For anyone who lived through the Church of England’s progress (I use the word cautiously) towards the decision in 1992 to admit women to the priesthood, and 22 years later to the episcopate, there is a grim fascination in re-visiting some of the detail of those times. Subjected to Kirk’s careful, penetrating, and relentless analysis, the ‘big speeches’ made in the 1992 Final Approval debate, and in the run-up to the corresponding votes on women bishops, simply fall apart. A‘ reasoned development, consonant with Scripture, required by Tradition’ – this was the famous attempt in 1992 by the then Bishop of Guildford to build a new three-legged stool upon which the argument for saying ‘yes’ to women in the priesthood could rest. Kirk takes the new stool apart leg by leg, and, unsurprisingly, it falls over. He is especially good on the knots into which proponents of the innovation tied themselves on the question of Tradition: was it that the ordination of women would put right a great injustice, women, scandalously, never having been ordained as priests and bishops in the whole history of the Church; or was it that they had been so ordained, but that the tradition had been covered up? Sometimes, the answer appeared to be a bewildering and contradictory ‘yes’ to both positions.
An even greater tension deep within the origins of the movement for the ordination of women is uncovered in the book’s opening chapter. Kirk’s conversation partners are the feminist theologian Daphne Hampson, and Austin Farrer – the twentieth-century Anglican divine and sometime Warden of Kirk’s own Keble College, to whom the book is dedicated. Kirk quotes Hampson: ‘I worked all hours, sacrificing my career and my free time, for the cause of the ordination of women in the British Anglican churches.’ The result is inevitable: ‘Hampson [came] to see that her most deeply held convictions were a reason, not to embrace women’s ordination […] but to reject Christianity.’ When Hampson’s rejection of the faith is set alongside Farrer’s position, Kirk astutely notes that the ‘post-Christian feminist’ and the ‘catholic traditionalist’ are in fundamental agreement; but that ‘what drives her from Christianity is what he finds most compelling in it’.
Daphne Hampson came to believe that the logic of her own position led inexorably to her abandonment of historic Christianity.

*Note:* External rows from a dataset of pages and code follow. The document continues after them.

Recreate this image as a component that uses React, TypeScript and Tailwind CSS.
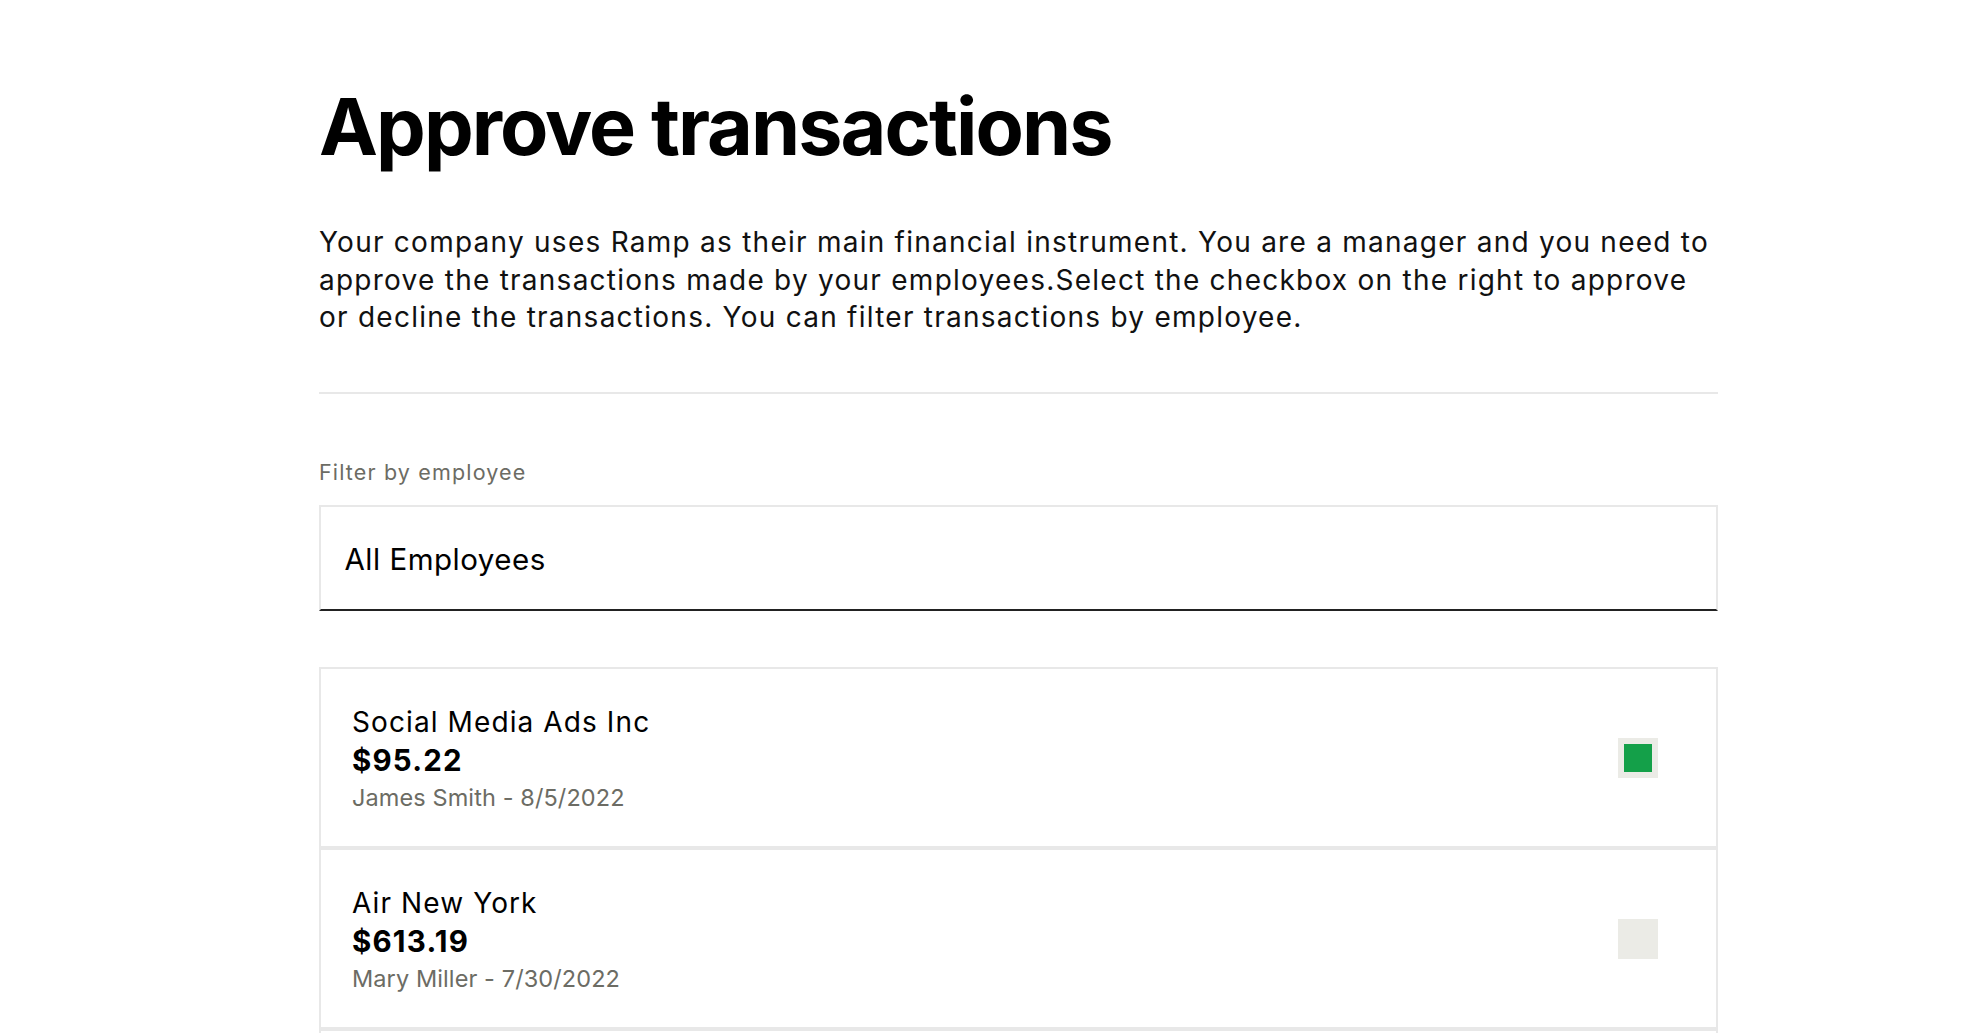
const transactions = [
  { id: 't1', merchant: 'Social Media Ads Inc', amount: '$95.22', employee: 'James Smith', date: '8/5/2022', approved: true },
  { id: 't2', merchant: 'Air New York', amount: '$613.19', employee: 'Mary Miller', date: '7/30/2022', approved: false },
  { id: 't3', merchant: 'Ramp Office Supplies', amount: '$41.50', employee: 'James Smith', date: '7/24/2022', approved: false },
];

const font = "font-['Inter',sans-serif]";

export default function App() {
  return (
    <div className={`min-h-screen bg-white text-black ${font}`}>
      <main className="ml-[319px] w-[1399px] pt-[78px] pb-20">
        <h1 className="text-[79px] font-bold leading-[96px] tracking-[-1.95px]">Approve transactions</h1>

        <p className="mt-[50px] text-[28px] leading-[37.5px] tracking-[1.25px] text-[#111]">
          Your company uses Ramp as their main financial instrument. You are a manager and you need to approve the
          transactions made by your employees.Select the checkbox on the right to approve or decline the
          transactions. You can filter transactions by employee.
        </p>

        <hr className="mt-[55px] h-[2px] border-0 bg-[#e8e8e8]" />

        {/* Filter */}
        <label className="mt-[64px] block text-[21.5px] leading-[28px] tracking-[1.15px] text-[#6c6c64]">
          Filter by employee
        </label>
        <div className="mt-[19px] border-2 border-[#e8e8e8] border-b-[#222] pl-[23.5px] pt-[34px] pb-[32px] text-[29.5px] leading-[36px] tracking-[0.5px]">
          All Employees
        </div>

        {/* Transactions */}
        <div className="mt-[56px] flex flex-col">
          {transactions.map((t) => (
            <div
              key={t.id}
              className="flex h-[181px] items-center justify-between border-2 border-[#e8e8e8] pl-[31px] pr-[58px]"
            >
              <div className="flex flex-col pt-[5px]">
                <span className="text-[28px] leading-[32px] tracking-[1.1px]">{t.merchant}</span>
                <span className="mt-[4.5px] text-[29.5px] font-bold leading-[36px] tracking-[1.2px]">{t.amount}</span>
                <span className="mt-[5px] text-[23.5px] leading-[30px] tracking-[0.1px] text-[#6c6c64]">
                  {t.employee} - {t.date}
                </span>
              </div>
              <div className="mt-[2px] flex h-[40px] w-[40px] items-center justify-center bg-[#ebebe6]">
                {t.approved && <div className="h-[28px] w-[28px] bg-[#14a049]" />}
              </div>
            </div>
          ))}
        </div>
      </main>
    </div>
  );
}
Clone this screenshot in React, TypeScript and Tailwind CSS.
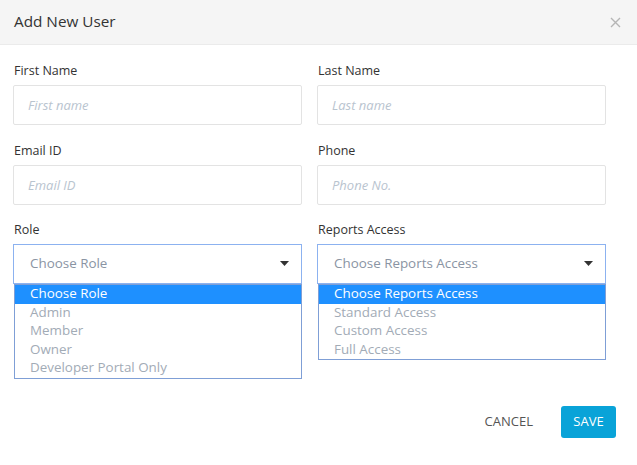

Many, on both sides of the debate, predicted – either with fear and trembling, or glorious anticipation – that the ordination of women would usher in a radical re-casting of the theology associated both with a Saviour who is incarnated as a human male and with a ministerial priesthood that in some particular sense represents that Saviour who is himself the image and likeness of a heavenly Father. It is a curious feature of the unfolding story of the ordination of women, especially to the episcopate, in the Church of England that this is not happening – yet. Rachel Treweek, on her appointment as Bishop of Gloucester, declined to obey the Writ summoning her to take up her place as one of the Lords Spiritual until the term ‘Right Reverend Father in God’ had been removed. But generally, what might be termed the ‘Hampson agenda’ – at least in its proponent’s still nominally Christian days – has become the mouse that failed to roar. Perhaps this is part of the fall-out from an evangelical ascendancy: the strong currency is that of leadership over and against priesthood, a development which has provoked anxiety (and not a little mutual sympathy) among both traditionalist Catholics and catholic-minded women priests. It is still too early to tell.